Search has always been the Internet’s most important utility. Before Google became dominant, there were many contenders for the search throne, from Altavista to Lycos, Excite, Zap, Yahoo (mainly as a directory) and even Ask Jeeves. The idea behind the World Wide Web is that there’s power in having a nearly infinite number of voices. But with millions of publications and billions of web pages, it would be impossible to find all the information you want without search. 

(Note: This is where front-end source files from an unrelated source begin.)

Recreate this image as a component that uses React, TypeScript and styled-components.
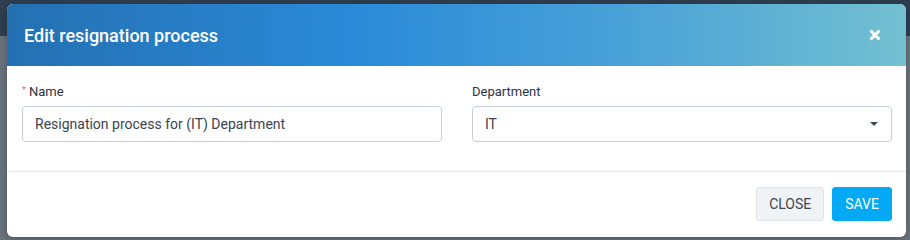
import React from 'react';
import styled, { createGlobalStyle } from 'styled-components';

const GlobalStyle = createGlobalStyle`
  html, body {
    margin: 0;
    padding: 0;
  }
  body {
    width: 910px;
    height: 240px;
    overflow: hidden;
    font-family: Roboto, "Liberation Sans", sans-serif;
    background: linear-gradient(180deg, #2f3f51 0px, #2f3f51 36px, #6a747e 36px, #6a747e 100%);
  }
`;

const Backdrop = styled.div`
  width: 910px;
  height: 240px;
  padding: 4px 0 0 7px;
  box-sizing: border-box;
`;

const Modal = styled.div`
  width: 899px;
  height: 233px;
  background: #ffffff;
  border-radius: 6px;
  overflow: hidden;
  display: flex;
  flex-direction: column;
  box-shadow: 0 2px 10px rgba(0, 0, 0, 0.25);
`;

const Header = styled.div`
  height: 62px;
  flex: none;
  display: flex;
  align-items: center;
  justify-content: space-between;
  padding: 0 24px 0 17px;
  background: linear-gradient(90deg, #2470b2 0%, #2a8ad7 38%, #48a1d7 68%, #73c0d1 100%);
  color: #ffffff;
`;

const Title = styled.h2`
  margin: 0;
  font-size: 18px;
  font-weight: 500;
`;

const CloseIcon = styled.button`
  border: 0;
  padding: 0;
  background: none;
  width: 14px;
  height: 14px;
  display: flex;
  cursor: pointer;
`;

const Body = styled.div`
  height: 106px;
  flex: none;
  display: grid;
  grid-template-columns: 420px 420px;
  column-gap: 30px;
  padding: 16px 14px 0 15px;
  box-sizing: border-box;
  border-bottom: 1px solid #e3e7ec;
`;

const Field = styled.div`
  display: flex;
  flex-direction: column;
`;

const Label = styled.label`
  height: 18px;
  margin-bottom: 6px;
  display: flex;
  align-items: center;
  font-size: 13px;
  color: #2c3440;
`;

const Required = styled.span`
  color: #f0616f;
  font-size: 9px;
  margin-right: 3px;
  align-self: flex-start;
  margin-top: 3px;
`;

const Control = styled.div<{ $select?: boolean }>`
  height: 36px;
  box-sizing: border-box;
  border: 1px solid #c4cedb;
  border-radius: 4px;
  display: flex;
  align-items: center;
  justify-content: space-between;
  padding: 0 ${(p) => (p.$select ? '13px' : '12px')} 0 12px;
  font-size: 14px;
  color: #3a4453;
`;

const Caret = styled.span`
  width: 0;
  height: 0;
  border-left: 4px solid transparent;
  border-right: 4px solid transparent;
  border-top: 4px solid #3f4856;
`;

const Footer = styled.div`
  flex: 1;
  display: flex;
  justify-content: flex-end;
  align-items: flex-start;
  gap: 8px;
  padding: 15px 14px 0 0;
`;

const Button = styled.button<{ $primary?: boolean }>`
  height: 34px;
  box-sizing: border-box;
  padding: 0 12px;
  border-radius: 3px;
  font-family: Roboto, "Liberation Sans", sans-serif;
  font-size: 14px;
  text-transform: uppercase;
  cursor: pointer;
  border: 1px solid ${(p) => (p.$primary ? '#03a9f4' : '#dfe4ea')};
  background: ${(p) => (p.$primary ? '#03a9f4' : '#f0f3f6')};
  color: ${(p) => (p.$primary ? '#ffffff' : '#3c4655')};
`;

export default function App() {
  return (
    <>
      <GlobalStyle />
      <Backdrop>
        <Modal>
          <Header>
            <Title>Edit resignation process</Title>
            <CloseIcon aria-label="Close">
              <svg width="14" height="14" viewBox="0 0 14 14">
                <path d="M2.5 2.5 L11.5 11.5 M11.5 2.5 L2.5 11.5" stroke="#ffffff" strokeWidth="3" strokeLinecap="butt" />
              </svg>
            </CloseIcon>
          </Header>
          <Body>
            <Field>
              <Label>
                <Required>*</Required>Name
              </Label>
              <Control>Resignation process for (IT) Department</Control>
            </Field>
            <Field>
              <Label>Department</Label>
              <Control $select>
                IT
                <Caret />
              </Control>
            </Field>
          </Body>
          <Footer>
            <Button>Close</Button>
            <Button $primary>Save</Button>
          </Footer>
        </Modal>
      </Backdrop>
    </>
  );
}
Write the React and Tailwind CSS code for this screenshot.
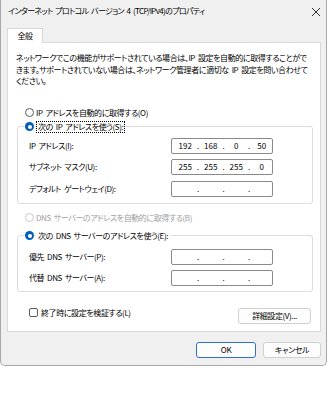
import React from "react";

const FONT =
  "font-['Noto_Sans_CJK_JP','Noto_Sans',sans-serif] [font-feature-settings:'palt'] [word-spacing:1.5px]";

// Windows 11 style radio button
const Radio = ({ checked, disabled }) => {
  if (checked) {
    return (
      <span className="w-[9px] h-[9px] rounded-full bg-[#005fb8] flex items-center justify-center shrink-0">
        <span className="w-[4px] h-[4px] rounded-full bg-white" />
      </span>
    );
  }
  return (
    <span
      className={
        disabled
          ? "w-[9px] h-[9px] rounded-full border border-[#c8c8c8] bg-white shrink-0"
          : "w-[9px] h-[9px] rounded-full border border-[#5c5c5c] bg-white shrink-0"
      }
    />
  );
};

// IP address control: four fields split by dots
const IpBox = ({ parts = ["", "", "", ""] }) => (
  <div className="w-[102px] h-[16px] border border-[#8a8a8a] rounded-[2px] bg-white flex items-center pl-[4px] text-[8px] tracking-normal leading-none text-black">
    <span className="w-[18.5px] text-center">{parts[0]}</span>
    <span className="w-[7px] text-center">.</span>
    <span className="w-[18.5px] text-center">{parts[1]}</span>
    <span className="w-[7px] text-center">.</span>
    <span className="w-[18.5px] text-center">{parts[2]}</span>
    <span className="w-[7px] text-center">.</span>
    <span className="w-[18.5px] text-center">{parts[3]}</span>
  </div>
);

const Row = ({ label, parts }) => (
  <div className="flex items-center h-[16px]">
    <span className="w-[153px] pl-[11px] whitespace-nowrap">{label}</span>
    <IpBox parts={parts} />
  </div>
);

const Button = ({ children, primary, className = "" }) => (
  <button
    className={
      (primary
        ? "border-[#2f6fc6] "
        : "border-[#d0d0d0] ") +
      "h-[16px] border rounded-[3px] bg-[#fdfdfd] text-[8px] leading-none text-black flex items-center justify-center " +
      className
    }
  >
    {children}
  </button>
);

export default function App() {
  return (
    <div className={"w-[329px] h-[416px] bg-white text-black text-[8px] tracking-[-0.4px] " + FONT}>
      <div className="w-[327px] h-[366px] bg-[#f0f0f0] border-l border-r border-b border-[#a8a8a8] rounded-b-[5px] flex flex-col">
        {/* Title bar */}
        <div className="h-[28px] flex items-start justify-between pl-[7px] pr-[4px] pt-[5px]">
          <span className="text-[8px] tracking-[-0.65px] leading-[12px] whitespace-nowrap">
            インターネット プロトコル バージョン 4 (TCP/IPv4)のプロパティ
          </span>
          <svg width="10" height="10" viewBox="0 0 10 10" className="mt-[2px] mr-[1px]">
            <path d="M1 1 L9 9 M9 1 L1 9" stroke="#1a1a1a" strokeWidth="0.9" />
          </svg>
        </div>

        <div className="pl-[6px]">
          {/* Tab */}
          <div className="w-[36px] h-[15px] bg-white border-t border-l border-r border-[#d9d9d9] flex items-center justify-center leading-none -mb-px relative">
            全般
          </div>

          {/* Panel */}
          <div className="w-[314px] h-[290px] bg-white border border-[#d9d9d9] flex flex-col">
            <p className="pt-[9px] pl-[8px] leading-[11.5px] whitespace-nowrap">
              ネットワークでこの機能がサポートされている場合は、IP 設定を自動的に取得することがで
              <br />
              きます。サポートされていない場合は、ネットワーク管理者に適切な IP 設定を問い合わせて
              <br />
              ください。
            </p>

            <label className="mt-[20px] pl-[17px] h-[12px] flex items-center gap-[2px] whitespace-nowrap">
              <Radio />
              <span>IP アドレスを自動的に取得する(O)</span>
            </label>

            <fieldset className="mt-[2px] ml-[9px] w-[296px] border border-[#dcdcdc] rounded-[3px] pb-[6px] flex flex-col gap-[5.5px]">
              <legend className="ml-[6px] px-[1px] h-[12px] flex items-center gap-[2px] whitespace-nowrap">
                <Radio checked />
                <span className="border border-dotted border-black leading-[10px] px-px">
                  次の IP アドレスを使う(S):
                </span>
              </legend>
              <div className="h-[5px] -mb-[5.5px]" />
              <Row label="IP アドレス(I):" parts={["192", "168", "0", "50"]} />
              <Row label="サブネット マスク(U):" parts={["255", "255", "255", "0"]} />
              <Row label="デフォルト ゲートウェイ(D):" />
            </fieldset>

            <label className="mt-[8px] pl-[17px] h-[12px] flex items-center gap-[2px] whitespace-nowrap text-[#a0a0a0]">
              <Radio disabled />
              <span>DNS サーバーのアドレスを自動的に取得する(B)</span>
            </label>

            <fieldset className="mt-[6px] ml-[9px] w-[296px] border border-[#dcdcdc] rounded-[3px] pb-[5px] flex flex-col gap-[5px]">
              <legend className="ml-[6px] px-[1px] h-[12px] flex items-center gap-[2px] whitespace-nowrap">
                <Radio checked />
                <span className="px-[2px]">次の DNS サーバーのアドレスを使う(E):</span>
              </legend>
              <div className="h-[7px] -mb-[5px]" />
              <Row label="優先 DNS サーバー(P):" />
              <Row label="代替 DNS サーバー(A):" />
            </fieldset>

            <div className="mt-[15px] pl-[21px] pr-[9px] flex items-start justify-between">
              <label className="h-[12px] flex items-center gap-[3px] whitespace-nowrap">
                <span className="w-[9px] h-[9px] rounded-[2px] border border-[#5c5c5c] bg-white" />
                <span>終了時に設定を検証する(L)</span>
              </label>
              <Button className="w-[73px] mt-[1px]">詳細設定(V)...</Button>
            </div>
          </div>
        </div>

        {/* Dialog buttons */}
        <div className="mt-[10px] pr-[5px] flex justify-end gap-[7px]">
          <Button primary className="w-[60px]">OK</Button>
          <Button className="w-[58px]">キャンセル</Button>
        </div>
      </div>
    </div>
  );
}
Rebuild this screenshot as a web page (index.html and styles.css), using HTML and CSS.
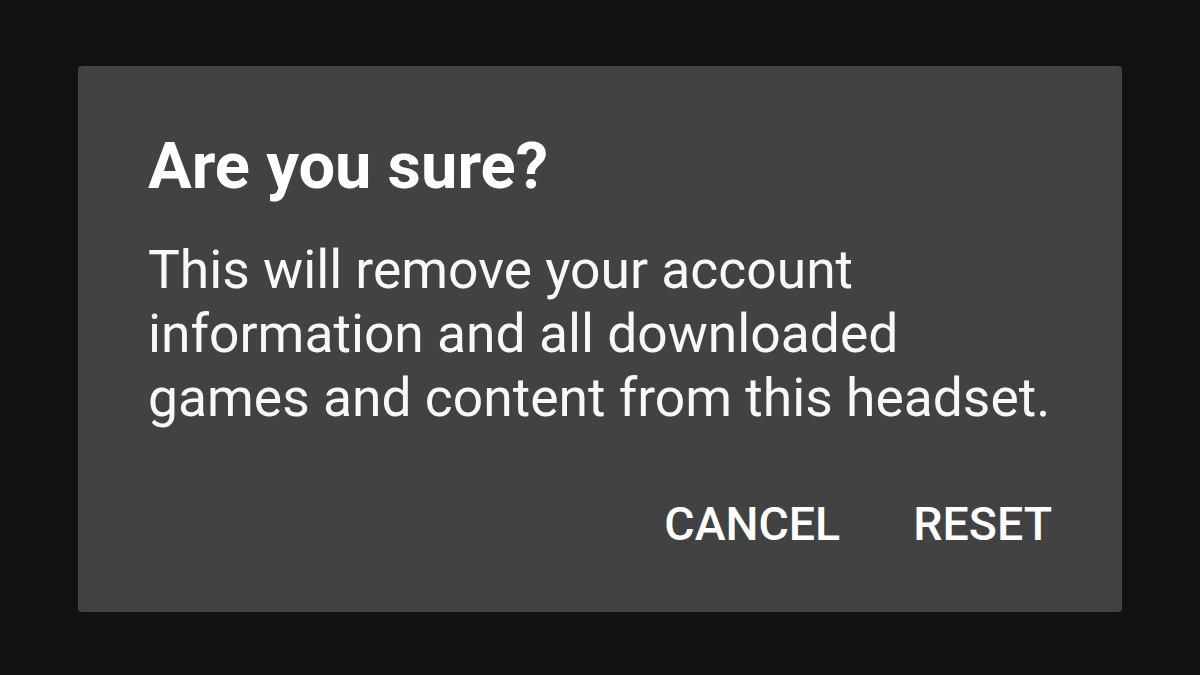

Google succeeded because it offered the best quality results, loaded quickly and had less cruft on the page than any of its competitors. Now, having taken over 91 percent of the search market, the company is testing a major change to its interface that replaces the chorus of Internet voices with its own robotic lounge singer. Instead of highlighting links to content from expert humans, the “Search Generative Experience” (SGE) uses an AI plagiarism engine that grabs facts and snippets of text from a variety of sites, cobbles them together (often word-for-word) and passes off the work as its creation. If Google makes SGE the default mode for search, the company will seriously damage if not destroy the open web while providing a horrible user experience.

A couple of weeks ago, Google made SGE available to the public in a limited beta (you can sign up here). If you are in the beta program like I am, you will see what the company seems to have planned for the near future: a search results page where answers and advice from Google take up the entire first screen, and you have to scroll way below the fold to see the first organic search result.  

For example, when I searched “best bicycle,” Google’s SGE answer, combined with its shopping links and other cruft took up the first 1,360 vertical pixels of the display before I could see the first actual search result. 

(Image credit: Tom’s Hardware)

For its part, Google says that it’s just “experimenting,” and may make some changes before rolling SGE out to everyone as a default experience. The company says that it wants to continue driving traffic offsite.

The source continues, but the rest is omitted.